- CHALLENGE
Pick out all lines in the listing holding the string "image" and copy them.

[Start]

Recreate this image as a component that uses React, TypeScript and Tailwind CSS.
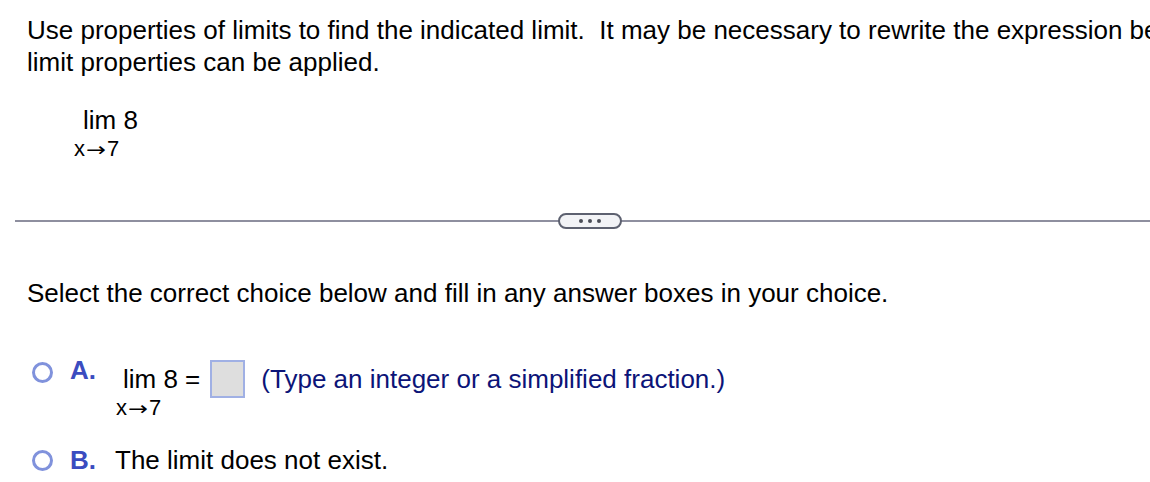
function Arrow() {
  return <span style={{ fontFamily: '"DejaVu Sans", sans-serif' }} className="inline-block scale-x-[1.25] mx-[3px] text-[19px]">→</span>;
}

export default function App() {
  return (
    <div className="w-[1150px] h-[482px] overflow-hidden bg-white text-black" style={{ fontFamily: '"Liberation Sans", Arial, sans-serif' }}>
      <div className="w-[1240px] pl-[27px] pt-[14px]">
        <p className="text-[26px] leading-[32px]">
          Use properties of limits to find the indicated limit.&nbsp; It may be necessary to rewrite the expression before limit properties can be applied.
        </p>
        <div className="mt-[27px] ml-[47px] flex flex-col items-start">
          <span className="text-[26px] leading-[30px] ml-[9px]">lim 8</span>
          <span className="text-[22px] leading-[24px] mt-[2px] flex items-center">x<Arrow />7</span>
        </div>
      </div>

      <div className="relative mt-[50px] ml-[15px] h-[20px] flex items-center">
        <div className="w-full h-[2px] bg-[#8e8f9f]" />
        <div className="absolute left-[543px] top-[2px] w-[64px] h-[16px] rounded-full border-2 border-[#5d6170] bg-[#f2f3f6] flex items-center justify-center gap-[5px]">
          <span className="w-[4px] h-[4px] rounded-full bg-[#4a4d57]" />
          <span className="w-[4px] h-[4px] rounded-full bg-[#4a4d57]" />
          <span className="w-[4px] h-[4px] rounded-full bg-[#4a4d57]" />
        </div>
      </div>

      <div className="pl-[27px] mt-[46px]">
        <p className="text-[26px] leading-[32px]">Select the correct choice below and fill in any answer boxes in your choice.</p>

        <div className="mt-[46px] flex items-start">
          <span className="mt-[7px] ml-[5px] w-[21px] h-[21px] rounded-full border-[3px] border-[#8092dc]" />
          <span className="ml-[17px] text-[26px] leading-[30px] font-bold text-[#3b4cc0]">A.</span>
          <div className="ml-[20px] flex flex-col items-start pt-[5px]">
            <div className="flex items-center">
              <span className="ml-[7px] text-[26px] leading-[30px]">lim 8 =</span>
              <span className="ml-[10px] w-[35px] h-[38px] bg-[#dedede] border-2 border-[#a0b0e4]" />
              <span className="ml-[16px] text-[26px] leading-[30px] text-[#0c1478]">(Type an integer or a simplified fraction.)</span>
            </div>
            <span className="text-[22px] leading-[24px] -mt-[2px] flex items-center">x<Arrow />7</span>
          </div>
        </div>

        <div className="mt-[25px] flex items-center">
          <span className="ml-[5px] w-[21px] h-[21px] rounded-full border-[3px] border-[#8092dc]" />
          <span className="ml-[17px] text-[26px] leading-[30px] font-bold text-[#3b4cc0]">B.</span>
          <span className="ml-[19px] text-[26px] leading-[30px]">The limit does not exist.</span>
        </div>
      </div>
    </div>
  );
}
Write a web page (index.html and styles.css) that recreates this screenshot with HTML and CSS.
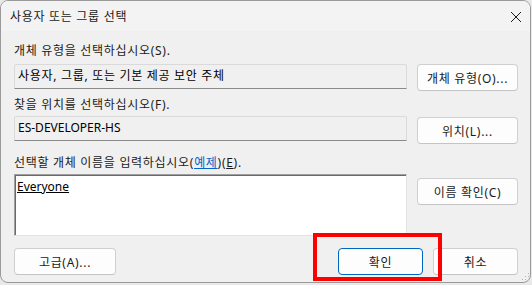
FILE: index.html
```html
<!DOCTYPE html>
<html lang="ko">
<head>
    <meta charset="UTF-8">
    <title>사용자 또는 그룹 선택</title>
    <link rel="stylesheet" href="styles.css">
</head>
<body>

    <div class="window">
        <!-- 제목 표시줄 -->
        <div class="titlebar">
            <span class="title">사용자 또는 그룹 선택</span>
            <svg class="close" width="12" height="12" viewBox="0 0 12 12">
                <path d="M1 1 L11 11 M11 1 L1 11"></path>
            </svg>
        </div>

        <div class="content">
            <!-- 개체 유형 -->
            <section class="group group-type">
                <div class="label">개체 유형을 선택하십시오(S).</div>
                <div class="row">
                    <div class="readonly">사용자, 그룹, 또는 기본 제공 보안 주체</div>
                    <button class="btn">개체 유형(O)...</button>
                </div>
            </section>

            <!-- 위치 -->
            <section class="group group-location">
                <div class="label">찾을 위치를 선택하십시오(F).</div>
                <div class="row">
                    <div class="readonly latin">ES-DEVELOPER-HS</div>
                    <button class="btn">위치(L)...</button>
                </div>
            </section>

            <!-- 개체 이름 -->
            <section class="group group-names">
                <div class="label">선택할 개체 이름을 입력하십시오(<a class="link">예제</a>)(<u>E</u>).</div>
                <div class="row">
                    <div class="name-box latin"><u>Everyone</u></div>
                    <button class="btn">이름 확인(C)</button>
                </div>
            </section>

            <div class="footer">
                <button class="btn btn-wide">고급(A)...</button>
                <div class="footer-actions">
                    <button class="btn btn-small primary">확인</button>
                    <button class="btn btn-small">취소</button>
                </div>
            </div>
        </div>

        <!-- 크기 조정 손잡이 -->
        <svg class="grip" width="9" height="9" viewBox="0 0 9 9">
            <rect x="7" y="1" width="1" height="1"></rect>
            <rect x="4" y="4" width="1" height="1"></rect>
            <rect x="7" y="4" width="1" height="1"></rect>
            <rect x="1" y="7" width="1" height="1"></rect>
            <rect x="4" y="7" width="1" height="1"></rect>
            <rect x="7" y="7" width="1" height="1"></rect>
        </svg>

        <!-- 강조 표시 (빨간 사각형) -->
        <div class="highlight"></div>
    </div>

</body>
</html>
```

FILE: styles.css
```css
/* 색상 */
:root {
    --bg-window: #f0f0f0;
    --bg-title: #f3f3f3;
    --color-text: #1a1a1a;
    --border-control: #d0d0d0;
    --color-accent: #0067c0;
    --font-family: "Noto Sans", "Noto Sans CJK KR", sans-serif;
}

html, body {
    margin: 0;
    padding: 0;
}

body {
    font-family: var(--font-family);
    font-size: 12px;
    letter-spacing: 0.7px; /* 맑은 고딕 폭에 맞춤 */
    color: var(--color-text);
    background-color: #e9e9e9;
    width: 532px;
    height: 285px;
    overflow: hidden;
}

.latin {
    letter-spacing: 0;
}

.window {
    position: relative;
    box-sizing: border-box;
    width: 531px;
    height: 283px;
    background-color: var(--bg-window);
    border: 1px solid #9a9a9a;
    border-radius: 8px;
    overflow: hidden;
}

/* --- 제목 표시줄 --- */
.titlebar {
    display: flex;
    align-items: center;
    justify-content: space-between;
    height: 30px;
    padding: 0 8px 0 9px;
    background-color: var(--bg-title);
}

.title {
    line-height: 18px;
    padding-top: 1px;
}

.close {
    stroke: #1a1a1a;
    stroke-width: 1;
    fill: none;
    margin-top: 1px;
}

/* --- 본문 --- */
.content {
    padding: 0 12px 0 13px;
}

.label {
    height: 18px;
    line-height: 18px;
    white-space: nowrap;
}

.row {
    display: flex;
    align-items: flex-start;
    gap: 10px;
}

.group-type { padding-top: 11px; }
.group-type .row { margin-top: 4px; }

.group-location { padding-top: 5px; }
.group-location .row { margin-top: 2px; }
.group-location .btn { margin-top: 1px; }

.group-names { padding-top: 10px; }
.group-names .row { margin-top: 2px; }
.group-names .btn { margin-top: 4px; }

/* 읽기 전용 입력 상자 */
.readonly {
    box-sizing: border-box;
    flex: 1;
    height: 25px;
    line-height: 22px;
    padding: 0 3px;
    border: 1px solid #dadada;
    border-bottom-color: #8a8a8a;
    border-radius: 2px 2px 0 0;
    background-color: #f0f0f0;
    color: #000;
    white-space: nowrap;
}

/* 이름 입력 상자 (오목한 테두리) */
.name-box {
    box-sizing: border-box;
    flex: 1;
    height: 62px;
    padding: 3px 2px;
    line-height: 18px;
    background-color: #fff;
    border: 1px solid;
    border-color: #a0a0a0 #e3e3e3 #e3e3e3 #a0a0a0;
    box-shadow: inset 1px 1px 0 #696969;
    color: #000;
}

.link {
    color: #0066cc;
    text-decoration: underline;
}

/* 버튼 */
.btn {
    box-sizing: border-box;
    flex-shrink: 0;
    width: 101px;
    height: 27px;
    padding: 0;
    font-family: var(--font-family);
    font-size: 12px;
    letter-spacing: 0.7px;
    color: var(--color-text);
    background-color: #fdfdfd;
    border: 1px solid var(--border-control);
    border-bottom-color: #c4c4c4;
    border-radius: 4px;
}

.btn.primary {
    border-color: var(--color-accent);
}

.btn-wide {
    width: 102px;
}

.btn-small {
    width: 85px;
}

/* --- 하단 버튼 --- */
.footer {
    display: flex;
    justify-content: space-between;
    margin-top: 12px;
}

.footer-actions {
    display: flex;
    gap: 10px;
}

.grip {
    position: absolute;
    right: 0;
    bottom: 1px;
    fill: #b5b5b5;
}

/* 빨간 강조 사각형 */
.highlight {
    position: absolute;
    left: 312px;
    top: 232px;
    width: 129px;
    height: 48px;
    box-sizing: border-box;
    border: 4px solid #ff0000;
}
```
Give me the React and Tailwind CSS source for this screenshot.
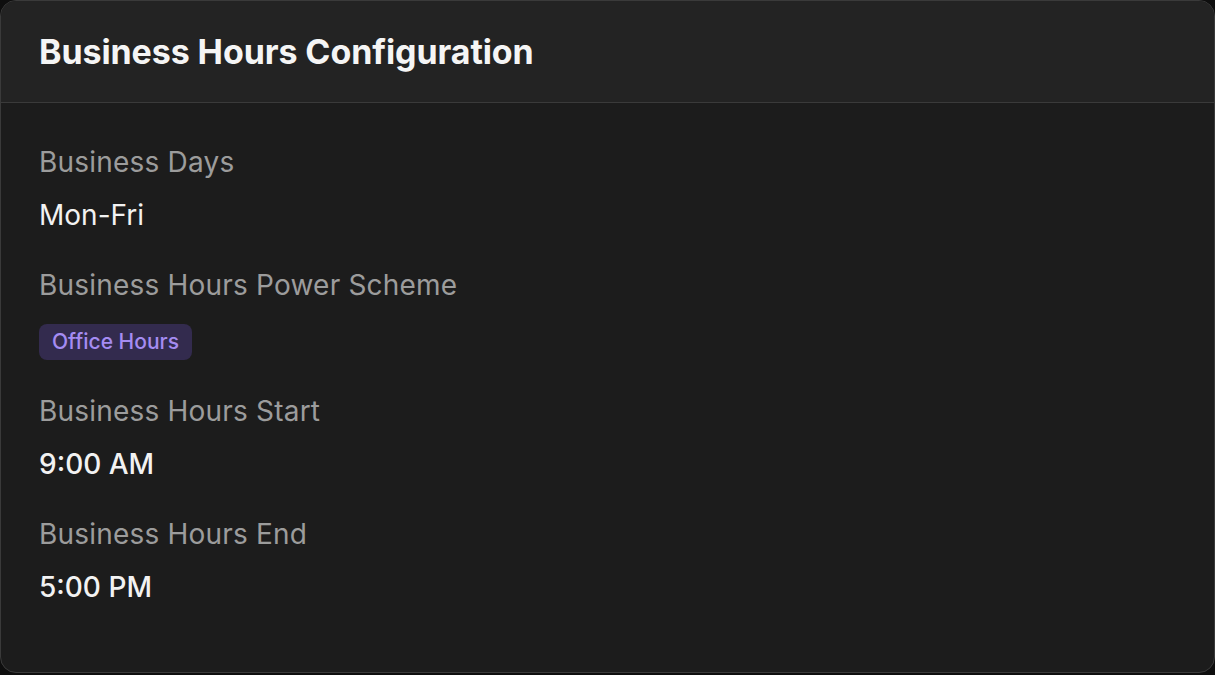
import React from 'react';

const fields = [
  { label: 'Business Days', value: 'Mon-Fri', weight: 'font-normal' },
  { label: 'Business Hours Power Scheme', badge: 'Office Hours' },
  { label: 'Business Hours Start', value: '9:00 AM', weight: 'font-medium' },
  { label: 'Business Hours End', value: '5:00 PM', weight: 'font-medium' },
];

const App = () => {
  return (
    <div className="min-h-screen bg-[#0e0e0e] font-['Inter',sans-serif]">
      <div className="h-[673px] w-full rounded-2xl border border-[#3a3a3a] bg-[#1c1c1c] overflow-hidden flex flex-col">
        <div className="h-[102px] shrink-0 bg-[#232323] border-b border-[#3a3a3a] px-[38px] flex items-center">
          <h2 className="text-[34px] font-bold text-[#f5f5f5] tracking-[-0.1px]">Business Hours Configuration</h2>
        </div>

        <div className="px-[38px] pt-[38px] flex flex-col gap-[28px]">
          {fields.map((f) => (
            <div key={f.label} className={f.badge ? 'flex flex-col gap-[18px] items-start pb-[2px]' : 'flex flex-col gap-[11px]'}>
              <p className="text-[28px] leading-[42px] text-[#9c9c9c] tracking-[0.2px]">{f.label}</p>
              {f.badge ? (
                <span className="h-[36px] px-[13px] rounded-lg bg-[#332b4e] text-[#a58cf2] text-[21px] font-medium flex items-center">
                  {f.badge}
                </span>
              ) : (
                <p className={`text-[28px] leading-[42px] text-[#f2f2f2] ${f.weight}`}>{f.value}</p>
              )}
            </div>
          ))}
        </div>
      </div>
    </div>
  );
};

export default App;
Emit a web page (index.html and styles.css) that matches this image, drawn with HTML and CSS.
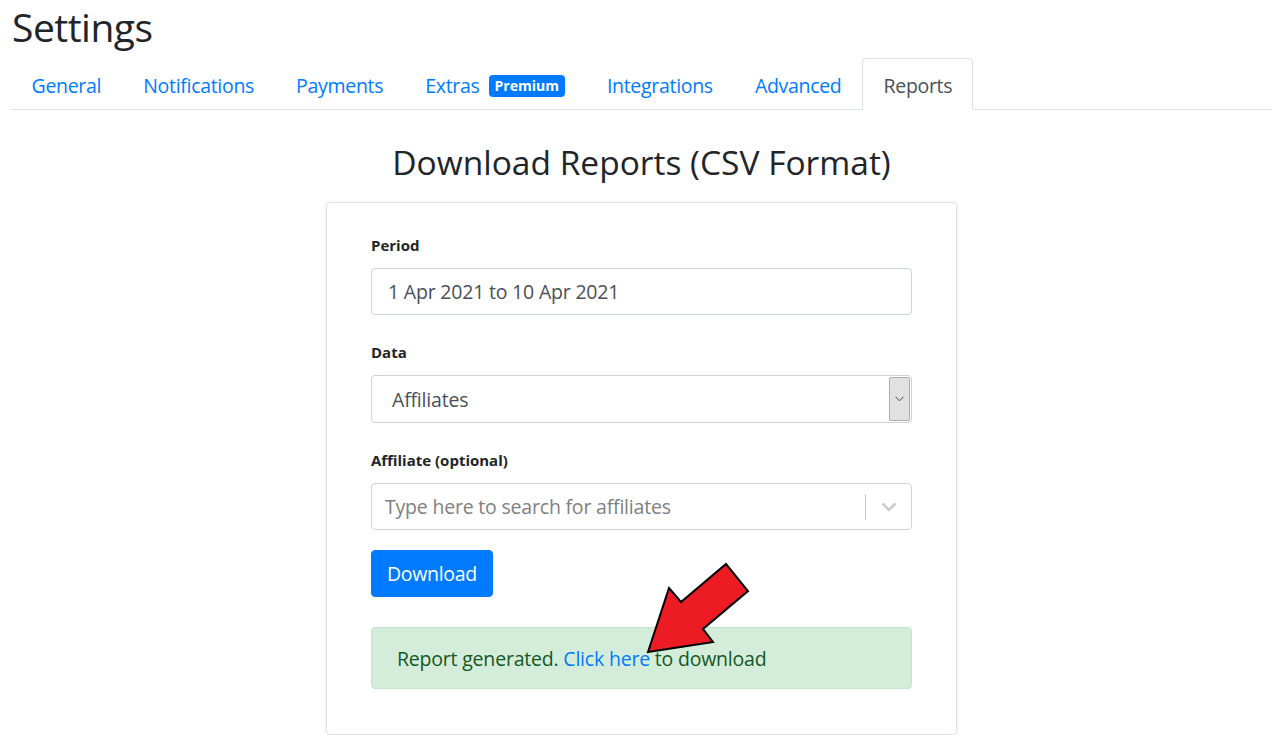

[End]

- FINISHED TASK
Recreate this image as a component that uses React, TypeScript and Tailwind CSS.
Emit a web page (index.html and styles.css) that matches this image, drawn with HTML and CSS.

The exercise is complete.